TASK DIRECTIONS: Say how many lines of the material below contain the word "screenshot", with no other words.

GIVEN RECORDS:

--------------------------------------------------

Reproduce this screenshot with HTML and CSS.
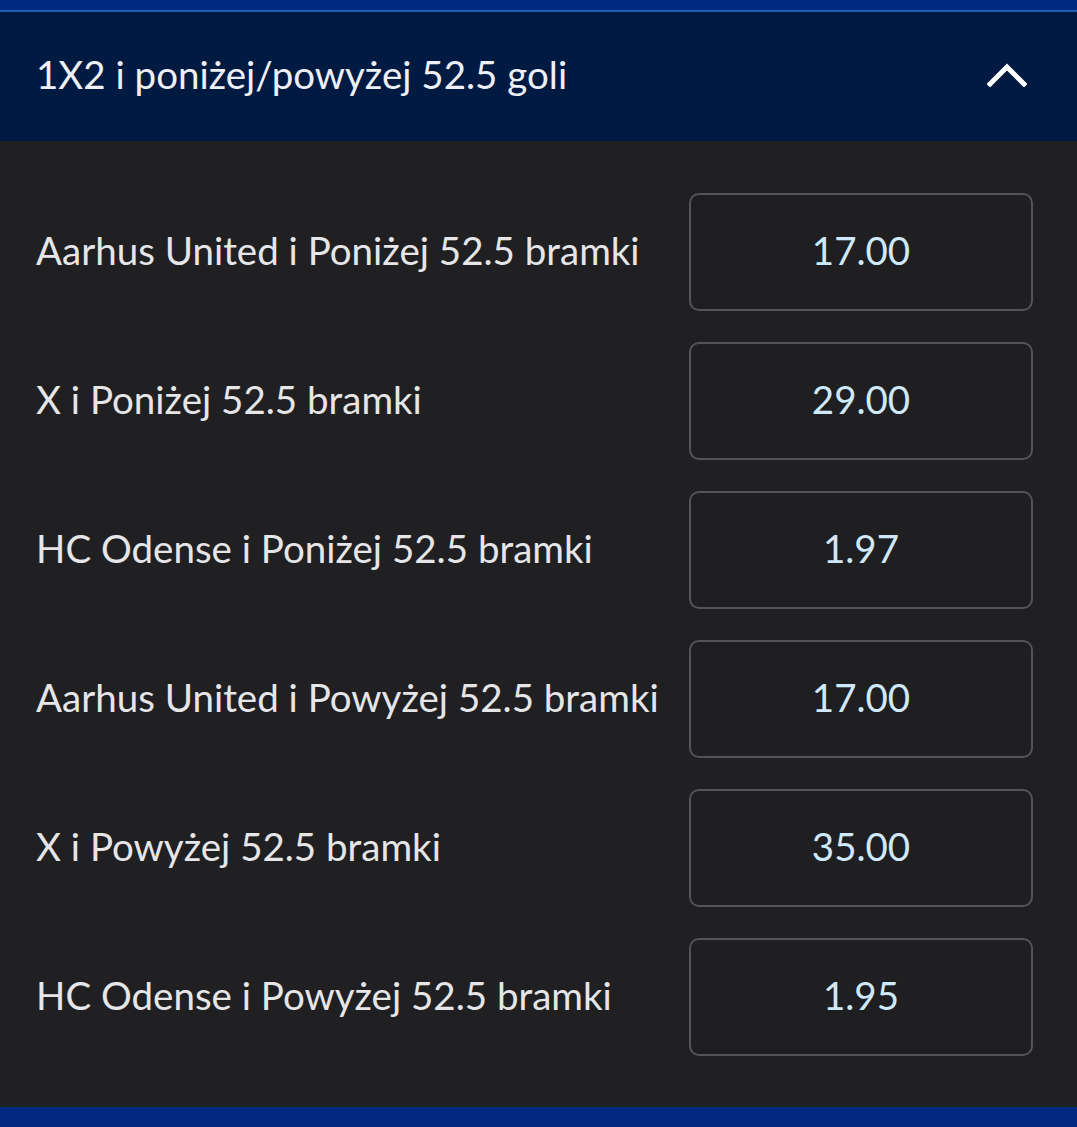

--------------------------------------------------

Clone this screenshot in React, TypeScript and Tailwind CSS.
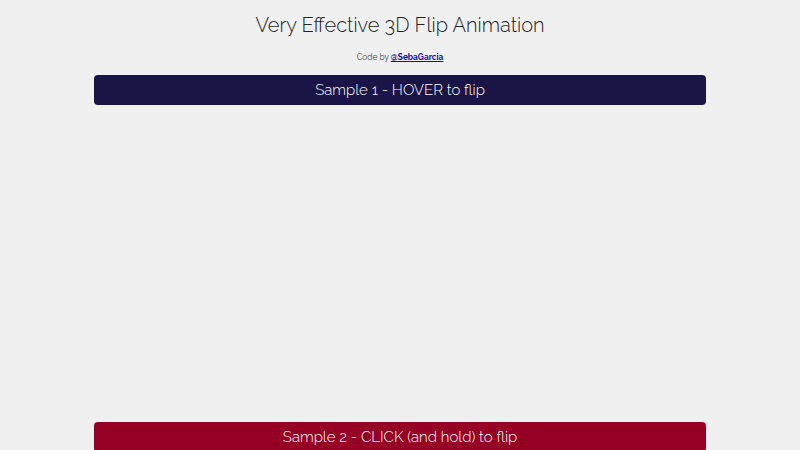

--------------------------------------------------

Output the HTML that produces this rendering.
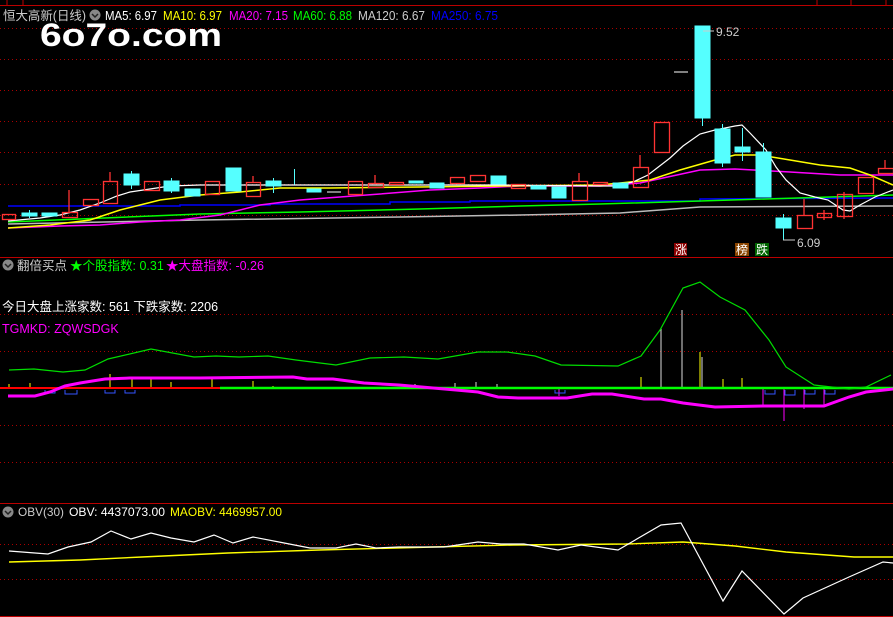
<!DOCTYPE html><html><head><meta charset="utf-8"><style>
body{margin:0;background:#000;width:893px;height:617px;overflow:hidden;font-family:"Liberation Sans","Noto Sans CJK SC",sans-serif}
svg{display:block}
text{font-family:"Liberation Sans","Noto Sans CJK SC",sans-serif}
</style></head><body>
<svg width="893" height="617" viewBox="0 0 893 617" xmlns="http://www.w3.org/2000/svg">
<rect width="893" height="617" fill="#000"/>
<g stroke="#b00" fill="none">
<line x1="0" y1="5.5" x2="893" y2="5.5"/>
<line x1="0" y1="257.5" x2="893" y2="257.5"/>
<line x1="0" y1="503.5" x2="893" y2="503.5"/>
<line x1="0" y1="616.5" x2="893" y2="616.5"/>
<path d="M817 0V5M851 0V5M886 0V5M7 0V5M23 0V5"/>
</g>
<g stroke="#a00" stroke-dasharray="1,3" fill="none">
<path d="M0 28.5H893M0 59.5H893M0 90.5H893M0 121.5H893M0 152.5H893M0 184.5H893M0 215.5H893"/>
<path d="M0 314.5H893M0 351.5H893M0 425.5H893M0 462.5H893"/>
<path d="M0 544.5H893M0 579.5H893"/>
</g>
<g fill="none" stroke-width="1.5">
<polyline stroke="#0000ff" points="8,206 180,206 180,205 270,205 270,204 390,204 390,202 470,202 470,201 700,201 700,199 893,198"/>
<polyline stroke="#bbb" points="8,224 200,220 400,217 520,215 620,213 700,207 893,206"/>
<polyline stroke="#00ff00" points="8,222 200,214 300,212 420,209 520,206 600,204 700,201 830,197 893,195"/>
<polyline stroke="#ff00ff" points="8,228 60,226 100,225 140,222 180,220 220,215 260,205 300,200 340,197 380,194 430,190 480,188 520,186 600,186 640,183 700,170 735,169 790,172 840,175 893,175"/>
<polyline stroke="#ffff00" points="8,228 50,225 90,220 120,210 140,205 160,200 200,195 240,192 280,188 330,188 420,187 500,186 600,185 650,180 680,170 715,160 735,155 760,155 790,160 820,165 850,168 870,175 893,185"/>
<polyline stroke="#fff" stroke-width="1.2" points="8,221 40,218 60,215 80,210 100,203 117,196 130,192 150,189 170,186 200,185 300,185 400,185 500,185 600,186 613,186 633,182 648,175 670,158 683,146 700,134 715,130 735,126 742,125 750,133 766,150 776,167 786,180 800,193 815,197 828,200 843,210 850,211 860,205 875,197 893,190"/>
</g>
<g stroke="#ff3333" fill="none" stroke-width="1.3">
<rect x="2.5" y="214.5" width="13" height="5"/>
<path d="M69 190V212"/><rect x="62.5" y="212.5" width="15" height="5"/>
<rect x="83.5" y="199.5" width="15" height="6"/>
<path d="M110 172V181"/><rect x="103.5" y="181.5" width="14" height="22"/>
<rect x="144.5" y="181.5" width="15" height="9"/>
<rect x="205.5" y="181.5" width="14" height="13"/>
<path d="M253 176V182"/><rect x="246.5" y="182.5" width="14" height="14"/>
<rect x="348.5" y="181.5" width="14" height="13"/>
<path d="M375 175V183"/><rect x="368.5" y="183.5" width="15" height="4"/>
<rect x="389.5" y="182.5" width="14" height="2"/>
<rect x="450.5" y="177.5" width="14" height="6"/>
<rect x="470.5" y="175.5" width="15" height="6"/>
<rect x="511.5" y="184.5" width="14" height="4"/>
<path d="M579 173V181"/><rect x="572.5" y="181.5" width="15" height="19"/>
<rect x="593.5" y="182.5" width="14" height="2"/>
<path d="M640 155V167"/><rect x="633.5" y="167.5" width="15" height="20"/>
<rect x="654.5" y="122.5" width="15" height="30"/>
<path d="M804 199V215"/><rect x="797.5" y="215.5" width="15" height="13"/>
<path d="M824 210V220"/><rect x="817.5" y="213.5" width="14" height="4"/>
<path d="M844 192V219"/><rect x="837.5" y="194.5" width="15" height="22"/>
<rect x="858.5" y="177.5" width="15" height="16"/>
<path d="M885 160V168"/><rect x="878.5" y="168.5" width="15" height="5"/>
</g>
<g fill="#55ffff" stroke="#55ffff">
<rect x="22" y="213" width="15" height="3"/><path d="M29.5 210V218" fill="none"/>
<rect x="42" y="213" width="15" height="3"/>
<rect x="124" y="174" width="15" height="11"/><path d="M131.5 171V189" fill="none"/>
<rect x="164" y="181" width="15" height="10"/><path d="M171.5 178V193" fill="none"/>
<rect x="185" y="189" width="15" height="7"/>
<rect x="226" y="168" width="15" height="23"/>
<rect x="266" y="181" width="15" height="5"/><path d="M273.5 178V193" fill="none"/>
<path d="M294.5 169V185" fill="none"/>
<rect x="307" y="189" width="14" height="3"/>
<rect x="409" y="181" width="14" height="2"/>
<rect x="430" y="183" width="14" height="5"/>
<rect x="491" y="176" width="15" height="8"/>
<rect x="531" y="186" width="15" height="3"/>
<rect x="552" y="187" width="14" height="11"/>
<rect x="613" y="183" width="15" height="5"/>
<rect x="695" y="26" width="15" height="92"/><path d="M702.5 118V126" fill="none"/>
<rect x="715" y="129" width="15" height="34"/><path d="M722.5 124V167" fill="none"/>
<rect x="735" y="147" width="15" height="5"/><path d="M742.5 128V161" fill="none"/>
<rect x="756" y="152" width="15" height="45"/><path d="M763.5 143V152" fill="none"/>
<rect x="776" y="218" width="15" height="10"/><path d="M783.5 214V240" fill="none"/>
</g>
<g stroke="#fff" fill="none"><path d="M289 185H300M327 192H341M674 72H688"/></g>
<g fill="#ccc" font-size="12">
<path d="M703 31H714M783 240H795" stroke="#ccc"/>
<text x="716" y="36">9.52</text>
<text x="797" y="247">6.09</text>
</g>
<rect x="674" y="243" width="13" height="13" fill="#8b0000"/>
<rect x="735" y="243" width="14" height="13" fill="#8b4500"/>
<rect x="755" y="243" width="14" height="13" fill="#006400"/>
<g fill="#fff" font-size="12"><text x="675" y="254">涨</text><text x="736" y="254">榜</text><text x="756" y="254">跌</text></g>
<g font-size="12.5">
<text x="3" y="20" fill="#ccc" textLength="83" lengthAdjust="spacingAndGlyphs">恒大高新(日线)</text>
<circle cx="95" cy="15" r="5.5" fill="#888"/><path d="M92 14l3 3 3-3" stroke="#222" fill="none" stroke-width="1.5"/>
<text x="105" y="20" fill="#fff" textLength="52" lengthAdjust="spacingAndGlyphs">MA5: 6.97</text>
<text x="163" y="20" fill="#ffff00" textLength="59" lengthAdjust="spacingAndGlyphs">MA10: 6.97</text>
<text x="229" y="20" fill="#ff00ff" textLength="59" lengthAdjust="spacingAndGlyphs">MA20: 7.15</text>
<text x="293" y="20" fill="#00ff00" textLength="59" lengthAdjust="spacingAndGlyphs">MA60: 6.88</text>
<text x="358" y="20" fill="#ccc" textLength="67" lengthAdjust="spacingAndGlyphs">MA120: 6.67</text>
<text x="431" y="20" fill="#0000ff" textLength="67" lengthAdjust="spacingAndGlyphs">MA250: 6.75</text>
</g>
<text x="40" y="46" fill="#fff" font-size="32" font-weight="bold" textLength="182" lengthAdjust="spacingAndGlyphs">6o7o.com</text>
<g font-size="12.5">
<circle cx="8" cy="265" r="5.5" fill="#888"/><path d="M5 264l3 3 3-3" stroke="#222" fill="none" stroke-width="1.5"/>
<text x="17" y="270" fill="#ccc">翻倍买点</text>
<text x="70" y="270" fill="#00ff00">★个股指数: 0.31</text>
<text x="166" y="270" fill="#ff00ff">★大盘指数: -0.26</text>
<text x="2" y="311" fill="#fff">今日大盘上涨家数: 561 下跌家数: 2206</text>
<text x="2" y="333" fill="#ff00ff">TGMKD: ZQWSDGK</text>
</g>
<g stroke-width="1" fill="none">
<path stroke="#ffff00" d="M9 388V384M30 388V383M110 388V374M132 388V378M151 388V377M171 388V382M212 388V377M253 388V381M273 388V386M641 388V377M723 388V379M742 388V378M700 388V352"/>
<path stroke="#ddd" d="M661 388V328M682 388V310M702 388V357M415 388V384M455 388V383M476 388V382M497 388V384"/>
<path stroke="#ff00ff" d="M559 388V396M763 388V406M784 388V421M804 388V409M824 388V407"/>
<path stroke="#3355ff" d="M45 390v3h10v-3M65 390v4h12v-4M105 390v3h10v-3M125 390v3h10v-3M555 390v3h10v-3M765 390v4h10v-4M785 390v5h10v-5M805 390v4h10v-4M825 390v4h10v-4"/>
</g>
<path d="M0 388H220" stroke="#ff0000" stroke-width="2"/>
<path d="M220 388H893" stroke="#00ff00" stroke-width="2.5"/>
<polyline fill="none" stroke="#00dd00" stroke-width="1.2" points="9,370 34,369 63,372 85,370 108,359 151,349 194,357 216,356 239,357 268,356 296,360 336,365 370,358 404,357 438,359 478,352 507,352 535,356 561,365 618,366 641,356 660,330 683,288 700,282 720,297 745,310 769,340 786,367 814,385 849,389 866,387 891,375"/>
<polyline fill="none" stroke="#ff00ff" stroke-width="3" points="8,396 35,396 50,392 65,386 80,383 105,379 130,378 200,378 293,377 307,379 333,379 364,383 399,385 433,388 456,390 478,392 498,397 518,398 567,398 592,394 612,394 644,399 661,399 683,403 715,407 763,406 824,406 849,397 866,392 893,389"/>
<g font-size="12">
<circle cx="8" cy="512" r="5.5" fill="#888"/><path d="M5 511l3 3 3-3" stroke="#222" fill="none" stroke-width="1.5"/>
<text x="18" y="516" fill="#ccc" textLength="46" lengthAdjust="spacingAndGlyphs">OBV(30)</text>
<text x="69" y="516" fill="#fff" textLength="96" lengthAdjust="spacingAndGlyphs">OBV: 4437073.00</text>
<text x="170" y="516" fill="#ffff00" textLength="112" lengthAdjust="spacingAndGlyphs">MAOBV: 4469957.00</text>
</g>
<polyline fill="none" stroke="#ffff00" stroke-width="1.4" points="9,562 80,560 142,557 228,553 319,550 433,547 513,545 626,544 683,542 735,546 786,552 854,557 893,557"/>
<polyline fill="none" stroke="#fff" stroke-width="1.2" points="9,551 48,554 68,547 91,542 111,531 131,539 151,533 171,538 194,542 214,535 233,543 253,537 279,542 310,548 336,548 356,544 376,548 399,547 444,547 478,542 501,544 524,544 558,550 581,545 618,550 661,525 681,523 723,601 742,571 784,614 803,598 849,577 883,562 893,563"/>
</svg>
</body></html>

--------------------------------------------------

EXERCISE OUTPUT: 2